Die Sonnenstrahlen fallen schon flach durch die Äste, als der Sprecher auf den Höhepunkt des Tages abzählt. Unten in der ersten Startreihe stehen Weltmeister Wout Van Aert und sein niederländischer Dauerherausforderer Mathieu van der Poel, Titelverteidiger in Overijse. Eine Brüsseler Brassband namens Brassed Up hat sich in Position gebracht, sieben Bläser und zwei Trommler, in roten Jacken und Weihnachtsmannmützen.

Klassentreffen der Veteranen

Dass Mathieu van der Poel dort als Erster ankommen wird, ist absehbar.
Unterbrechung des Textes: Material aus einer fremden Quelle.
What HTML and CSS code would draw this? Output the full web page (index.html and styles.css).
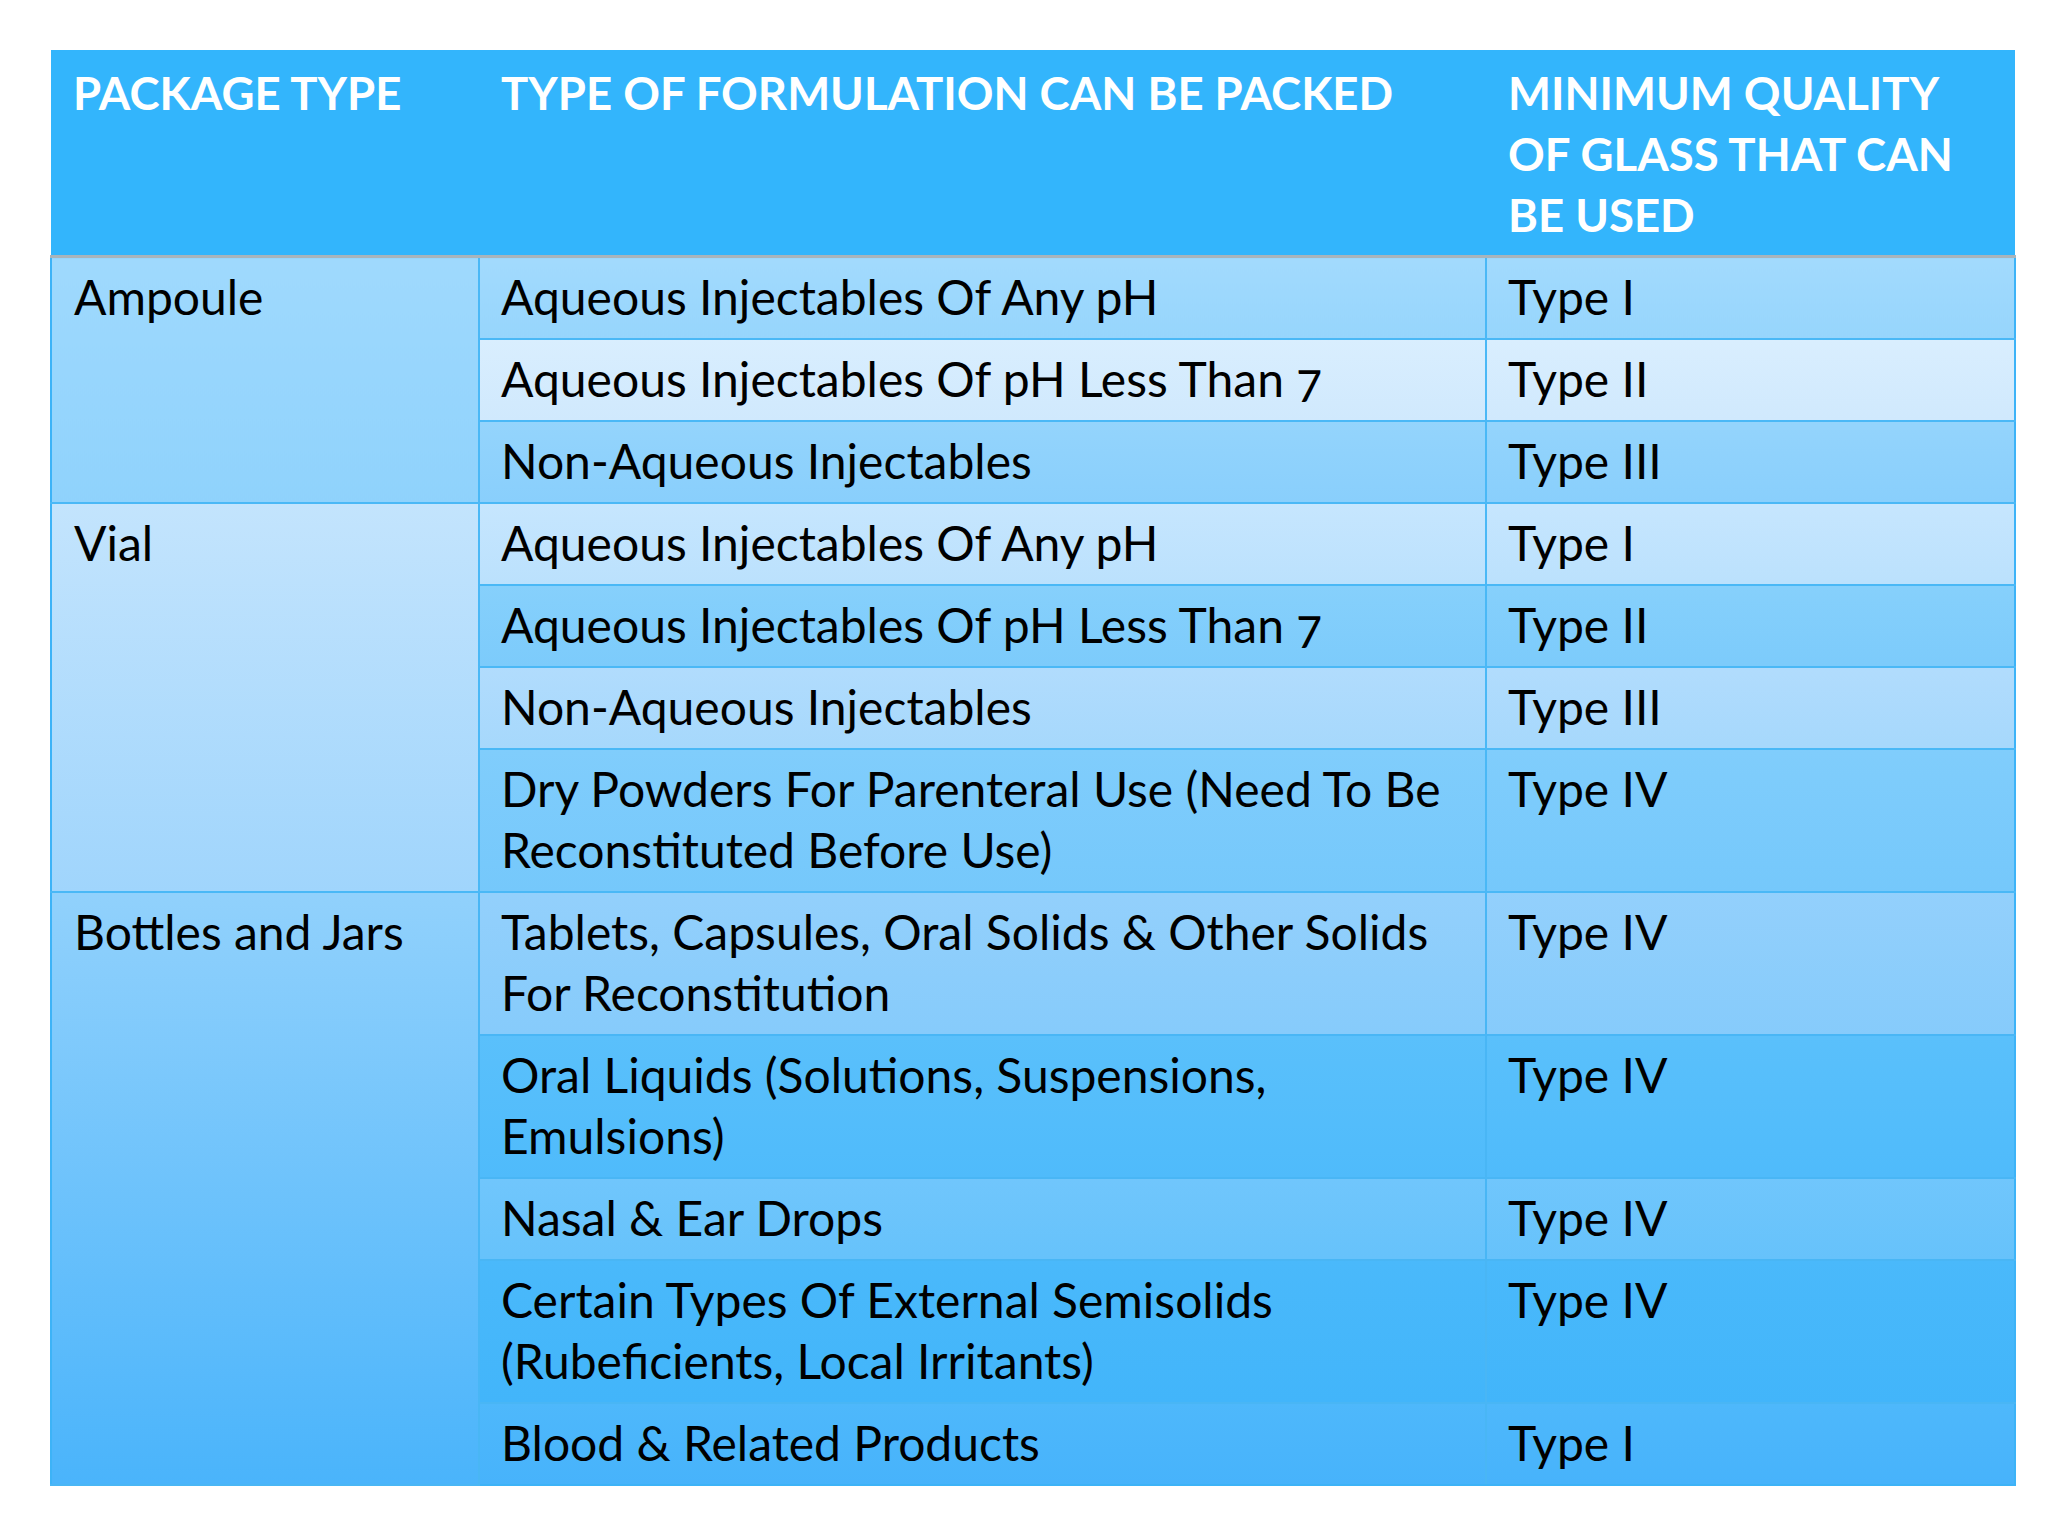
FILE: index.html
```html
<!DOCTYPE html>
<html>
<head>
<meta charset="utf-8">
<link rel="stylesheet" href="styles.css">
</head>
<body>
<table class="glass">
  <colgroup>
    <col class="c1">
    <col class="c2">
    <col class="c3">
  </colgroup>
  <thead>
    <tr>
      <th>PACKAGE TYPE</th>
      <th>TYPE OF FORMULATION CAN BE PACKED</th>
      <th class="h3">MINIMUM QUALITY OF GLASS THAT CAN BE USED</th>
    </tr>
  </thead>
  <tbody>
    <tr class="r1">
      <td rowspan="3" class="pk pk-amp">Ampoule</td>
      <td>Aqueous Injectables Of Any pH</td>
      <td>Type I</td>
    </tr>
    <tr class="r2">
      <td>Aqueous Injectables Of pH Less Than 7</td>
      <td>Type II</td>
    </tr>
    <tr class="r3">
      <td>Non-Aqueous Injectables</td>
      <td>Type III</td>
    </tr>
    <tr class="r4">
      <td rowspan="4" class="pk pk-vial">Vial</td>
      <td>Aqueous Injectables Of Any pH</td>
      <td>Type I</td>
    </tr>
    <tr class="r5">
      <td>Aqueous Injectables Of pH Less Than 7</td>
      <td>Type II</td>
    </tr>
    <tr class="r6">
      <td>Non-Aqueous Injectables</td>
      <td>Type III</td>
    </tr>
    <tr class="r7">
      <td>Dry Powders For Parenteral Use (Need To Be Reconstituted Before Use)</td>
      <td>Type IV</td>
    </tr>
    <tr class="r8">
      <td rowspan="5" class="pk pk-bot">Bottles and Jars</td>
      <td>Tablets, Capsules, Oral Solids &amp; Other Solids For Reconstitution</td>
      <td>Type IV</td>
    </tr>
    <tr class="r9">
      <td>Oral Liquids (Solutions, Suspensions, Emulsions)</td>
      <td>Type IV</td>
    </tr>
    <tr class="r10">
      <td>Nasal &amp; Ear Drops</td>
      <td>Type IV</td>
    </tr>
    <tr class="r11">
      <td>Certain Types Of External Semisolids (Rubeficients, Local Irritants)</td>
      <td>Type IV</td>
    </tr>
    <tr class="r12">
      <td>Blood &amp; Related Products</td>
      <td>Type I</td>
    </tr>
  </tbody>
</table>
</body>
</html>
```

FILE: styles.css
```css
html, body {
  margin: 0;
  padding: 0;
  background: #ffffff;
}

body {
  padding: 50px 0 0 50px;
  font-family: Lato, "Open Sans", sans-serif;
}

.glass {
  border-collapse: collapse;
  table-layout: fixed;
  width: 1964px;
  color: #000;
  font-size: 48px;
  line-height: 61px;
  font-variant-numeric: oldstyle-nums;
}

.c1 { width: 428px; }
.c2 { width: 1007px; }
.c3 { width: 529px; }

.glass th {
  background: #33b5fc;
  color: #ffffff;
  font-size: 45.5px;
  font-weight: 700;
  text-align: left;
  vertical-align: top;
  padding: 12px 20px 10px 22px;
  border-bottom: 3px solid #a9b4bb;
}

.glass th.h3 {
  padding-right: 40px;
}

.glass td {
  vertical-align: top;
  padding: 8px 16px 11px 21px;
  border: 2px solid #4ab8f6;
}

.glass td.pk {
  padding-left: 22px;
  border-left: 2px solid #3db3f7;
}

.glass td:last-child {
  border-right: 2px solid #3db3f7;
}

.r1 td { background: linear-gradient(#a2dafd, #96d5fc); }
.r2 td { background: linear-gradient(#d9eefe, #d0e9fd); }
.r3 td { background: linear-gradient(#94d4fc, #89cffc); }
.r4 td { background: linear-gradient(#c6e6fe, #bbe1fd); }
.r5 td { background: linear-gradient(#86d0fc, #7ccbfb); }
.r6 td { background: linear-gradient(#b1dcfd, #a6d8fc); }
.r7 td { background: linear-gradient(#80cdfc, #75c8fb); }
.r8 td { background: linear-gradient(#93d0fc, #86cbfb); }
.r9 td { background: linear-gradient(#5ac0fb, #4fbbfb); }
.r10 td { background: linear-gradient(#70c6fc, #66c2fb); }
.r11 td { background: linear-gradient(#4ab9fb, #42b5fa); }
.r12 td { background: linear-gradient(#4eb8fb, #47b3fb); }

.r8 td, .r9 td, .r10 td, .r11 td, .r12 td {
  border-color: #49b6f5;
}

.r12 td {
  border-bottom-color: #3db3f7;
}

.glass td.pk-amp { background: linear-gradient(#9fd9fd, #8fd2fc); }
.glass td.pk-vial { background: linear-gradient(#c3e4fd, #a0d5fc); }
.glass td.pk-bot { background: linear-gradient(#91d1fc, #4ab4fb); }
```
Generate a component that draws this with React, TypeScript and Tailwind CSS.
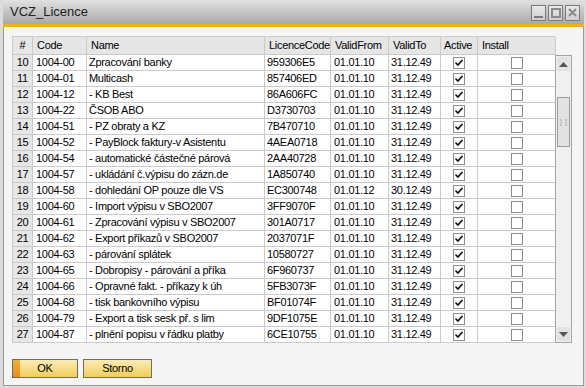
import React from 'react';

const rows = [
  ['10', '1004-00', 'Zpracování banky', '959306E5', '01.01.10', '31.12.49'],
  ['11', '1004-01', 'Multicash', '857406ED', '01.01.10', '31.12.49'],
  ['12', '1004-12', '- KB Best', '86A606FC', '01.01.10', '31.12.49'],
  ['13', '1004-22', 'ČSOB ABO', 'D3730703', '01.01.10', '31.12.49'],
  ['14', '1004-51', '- PZ obraty a KZ', '7B470710', '01.01.10', '31.12.49'],
  ['15', '1004-52', '- PayBlock faktury-v Asistentu', '4AEA0718', '01.01.10', '31.12.49'],
  ['16', '1004-54', '- automatické částečné párová', '2AA40728', '01.01.10', '31.12.49'],
  ['17', '1004-57', '- ukládání č.výpisu do zázn.de', '1A850740', '01.01.10', '31.12.49'],
  ['18', '1004-58', '- dohledání OP pouze dle VS', 'EC300748', '01.01.12', '30.12.49'],
  ['19', '1004-60', '- Import výpisu v SBO2007', '3FF9070F', '01.01.10', '31.12.49'],
  ['20', '1004-61', '- Zpracování výpisu v SBO2007', '301A0717', '01.01.10', '31.12.49'],
  ['21', '1004-62', '- Export příkazů v SBO2007', '2037071F', '01.01.10', '31.12.49'],
  ['22', '1004-63', '- párování splátek', '10580727', '01.01.10', '31.12.49'],
  ['23', '1004-65', '- Dobropisy - párování a příka', '6F960737', '01.01.10', '31.12.49'],
  ['24', '1004-66', '- Opravné fakt. - příkazy k úh', '5FB3073F', '01.01.10', '31.12.49'],
  ['25', '1004-68', '- tisk bankovního výpisu', 'BF01074F', '01.01.10', '31.12.49'],
  ['26', '1004-79', '- Export a tisk sesk př. s lim', '9DF1075E', '01.01.10', '31.12.49'],
  ['27', '1004-87', '- plnění popisu v řádku platby', '6CE10755', '01.01.10', '31.12.49'],
];

const cols = 'grid grid-cols-[20px_54px_178px_66px_58px_52px_37px_78px]';

function Check({ checked }: { checked?: boolean }) {
  return (
    <div className="w-[12px] h-[12px] border border-[#8c8c8c] bg-white flex items-center justify-center">
      {checked && (
        <svg width="8" height="7" viewBox="0 0 8 7">
          <path d="M0.5 3.5 L3 6 L7.5 0.8" fill="none" stroke="#111" strokeWidth="1.6" />
        </svg>
      )}
    </div>
  );
}

function WinButton({ children }: { children: React.ReactNode }) {
  return (
    <div className="w-[15px] h-[16px] border border-[#7c7c7c] bg-gradient-to-b from-[#e8e8e8] to-[#cfcfcf] flex items-center justify-center">
      {children}
    </div>
  );
}

export default function App() {
  const cell = 'border-r border-b border-[#cacaca] flex items-center whitespace-nowrap overflow-hidden';
  return (
    <div
      className="w-[586px] h-[388px] bg-[#dcdcdc] pl-[3px] pr-[2px] pb-[2px] flex flex-col text-[11px] tracking-[-0.3px] text-black"
      style={{ fontFamily: '"Liberation Sans", Arial, sans-serif' }}
    >
      {/* title bar */}
      <div className="h-[24px] shrink-0 bg-gradient-to-b from-[#e2e2e2] to-[#a9a9a9] flex items-center pl-[7px] pr-[4px]">
        <span className="text-[13px] tracking-normal text-[#222]">VCZ_Licence</span>
        <div className="ml-auto flex gap-[2px] mt-[1px]">
          <WinButton>
            <div className="w-[9px] h-[2px] bg-[#7a7a7a] mt-[8px]" />
          </WinButton>
          <WinButton>
            <div className="w-[10px] h-[10px] border-2 border-[#8a8a8a]" />
          </WinButton>
          <WinButton>
            <svg width="9" height="9" viewBox="0 0 9 9">
              <path d="M1 1 L8 8 M8 1 L1 8" stroke="#8a8a8a" strokeWidth="2" />
            </svg>
          </WinButton>
        </div>
      </div>
      <div className="h-[3px] shrink-0 bg-[#f4b01c]" />

      {/* body */}
      <div className="flex-1 bg-[#f5f5f5] border-l border-r border-b border-[#9a9a9a] pl-[8px] pt-[9px] flex flex-col">
        <div className="w-[560px]">
          {/* header */}
          <div className={`${cols} w-[543px] h-[19px] bg-[#e6e6e6] border-t border-l border-[#cacaca]`}>
            <div className={`${cell} justify-center`}>#</div>
            <div className={`${cell} pl-[4px]`}>Code</div>
            <div className={`${cell} pl-[4px]`}>Name</div>
            <div className={`${cell} pl-[4px]`}>LicenceCode</div>
            <div className={`${cell} pl-[4px]`}>ValidFrom</div>
            <div className={`${cell} pl-[4px]`}>ValidTo</div>
            <div className={`${cell} pl-[3px]`}>Active</div>
            <div className={`${cell} pl-[4px]`}>Install</div>
          </div>
          <div className="flex">
            <div className="w-[543px] border-l border-[#cacaca]">
              {rows.map((r) => (
                <div key={r[0]} className={`${cols} h-[16px]`}>
                  <div className={`${cell} justify-center bg-[#e6e6e6]`}>{r[0]}</div>
                  <div className={`${cell} bg-white pl-[3px]`}>{r[1]}</div>
                  <div className={`${cell} bg-white pl-[2px]`}>{r[2]}</div>
                  <div className={`${cell} bg-white pl-[2px]`}>{r[3]}</div>
                  <div className={`${cell} bg-white pl-[3px]`}>{r[4]}</div>
                  <div className={`${cell} bg-white pl-[2px]`}>{r[5]}</div>
                  <div className={`${cell} bg-white justify-center`}>
                    <Check checked />
                  </div>
                  <div className={`${cell} bg-white justify-center`}>
                    <Check />
                  </div>
                </div>
              ))}
            </div>
            {/* scrollbar */}
            <div className="w-[17px] border border-[#a4a4a4] bg-[#f0f0f0] flex flex-col p-px">
              <div className="h-[14px] bg-[#e2e2e2] flex items-center justify-center">
                <svg width="9" height="5" viewBox="0 0 9 5">
                  <path d="M0 5 L4.5 0 L9 5 Z" fill="#555" />
                </svg>
              </div>
              <div className="mt-[26px] h-[50px] border border-[#9c9c9c] bg-[#e2e2e2] flex items-center justify-center">
                <svg width="7" height="7" viewBox="0 0 7 7">
                  <rect x="0" y="0" width="2" height="2" fill="#c2c2c2" />
                  <rect x="5" y="0" width="2" height="2" fill="#c2c2c2" />
                  <rect x="0" y="2.5" width="2" height="2" fill="#c2c2c2" />
                  <rect x="5" y="2.5" width="2" height="2" fill="#c2c2c2" />
                  <rect x="0" y="5" width="2" height="2" fill="#c2c2c2" />
                  <rect x="5" y="5" width="2" height="2" fill="#c2c2c2" />
                </svg>
              </div>
              <div className="mt-auto h-[14px] bg-[#e2e2e2] flex items-center justify-center">
                <svg width="9" height="5" viewBox="0 0 9 5">
                  <path d="M0 0 L9 0 L4.5 5 Z" fill="#555" />
                </svg>
              </div>
            </div>
          </div>
        </div>

        {/* buttons */}
        <div className="mt-[16px] flex gap-[5px]">
          <button className="w-[66px] h-[19px] border border-[#6c6c6c] bg-gradient-to-b from-[#fbecb4] to-[#f2cd58] flex items-stretch p-0">
            <div className="w-[7px] bg-gradient-to-b from-[#f5b033] to-[#e88c14]" />
            <span className="flex-1 flex items-center justify-center pr-[7px]">OK</span>
          </button>
          <button className="w-[69px] h-[19px] border border-[#6c6c6c] bg-gradient-to-b from-[#fbecb4] to-[#f2cd58] flex items-center justify-center">
            Storno
          </button>
        </div>
      </div>
    </div>
  );
}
Knapp sieben Minuten braucht er für eine der Runden, die auf 2.780 Metern Straße, Kopfsteinpflaster, Gras- und Waldboden kombiniert. Und so nimmt er wenig später auf dem Podium den Pokal entgegen – von der „Traubenbotschafterin“, wie sich das gehört, in Overijse. Die Brassband hat sich rechtzeitig eingefunden, der Abstieg war nicht leicht mit Instrumenten in der einen und einem Bierbecher in der anderen Hand. „Hup Holland Hup“ ist das Ständchen, das sie dem Sieger spielen.

Ein paar hundert Meter weiter in der Markthalle trifft man sich kurz darauf zum Aufwärmen. Die Tische sind gedeckt, es riecht nach Gemüsesuppe. Einige Ehrengäste sitzen zusammen, mehr oder minder betagte Protagonisten des Cyclocross. „Das macht Laune, ein bisschen wie Klassentreffen“, findet Rolf Wolfshohl, in den Sechzigern dreimal Weltmeister. Seine 77 Jahre haben den Kölner nicht davon abgehalten, im Wald an der Strecke zu stehen. Was den Sport in Belgien ausmacht? „Wenn das Wetter schlecht ist, gibt es erst recht viele Zuschauer.“

Für Frankie Vandermeiren und seine Freunde steht wieder einmal die Rückreise an, nach einem langen Wochenende im Gelände. Nächsten Samstag wird es wieder losgehen, und danach bricht bald der schönste Teil der Saison an: vier Rennen zwischen Weihnachten und Neujahr. Andere nennen diese Tage besinnlich. Für Crossliebhaber ist sie Seligkeit voller Matsch und Dosenbier.